Much of the 7% gap between pending sales and inventory can possibly be explained by a glut of substandard housing. Sellers of undesirable houses are trying to take advantage of the tight market by getting top dollar for their dumps. I'm seeing it happen all around me. The rental house behind me, which is a total dump, is pending for 380K! Tiny lot, tiny house, out dated everything...mostly likely will be knocked down. Another dump down the street went for 400K and is now undergoing a 100K+ remodel.

But I think a lot of these dumps are so overpriced that even the most irrational buyers are staying away. Hence, the glut in sub-par housing.

Also, there might be a glut forming in the over 600K market. I see a lot of nice places in that range, but I don't know if people are really jumping on them.

Again, this is just a casual observation. But a little more research might find a least some truth to it. I know that it would be very difficult for us to buy the same house right now that we bought in April 05. There's so little to choose from in the 350K-450K range..and what is there is 50K-70K more then we paid last year.

'm

Anonymous said...

Everyone, yes EVERYONE up into their late 30's I know that bought in the past 2 years in King County had at minimum 20% of the purchase price covered by their parents - often with a cosign as well.

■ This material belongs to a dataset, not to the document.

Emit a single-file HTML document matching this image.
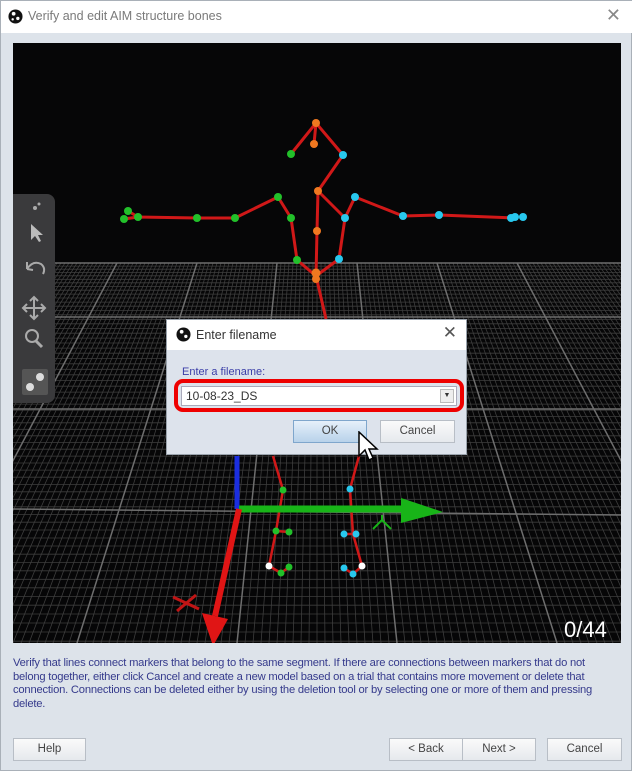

Apparently, this IS the way houses are bought in this area. Incomes be dammed. Mom and Dad welfare keeps the market strong.

Anonymous said...

Anon: 08:50:48

Yeah, I like how the boomers are leveraging their retirement on real-estate for their trust-fund children, not only potentially sinking their 21 yo. "I must own a home" college students with their own financial future as well...

I remember I read in the Times Real Estate section a 28 yo girl who wrote a 'how to' guide on buying her first home.

Step number 1: "I recieved a gift from my parents of ~ 40K"

Well, thanks for nuttin' sweatheart. Some of us aren't blessed with mana from heaven, so what about a 7 yr. ARM?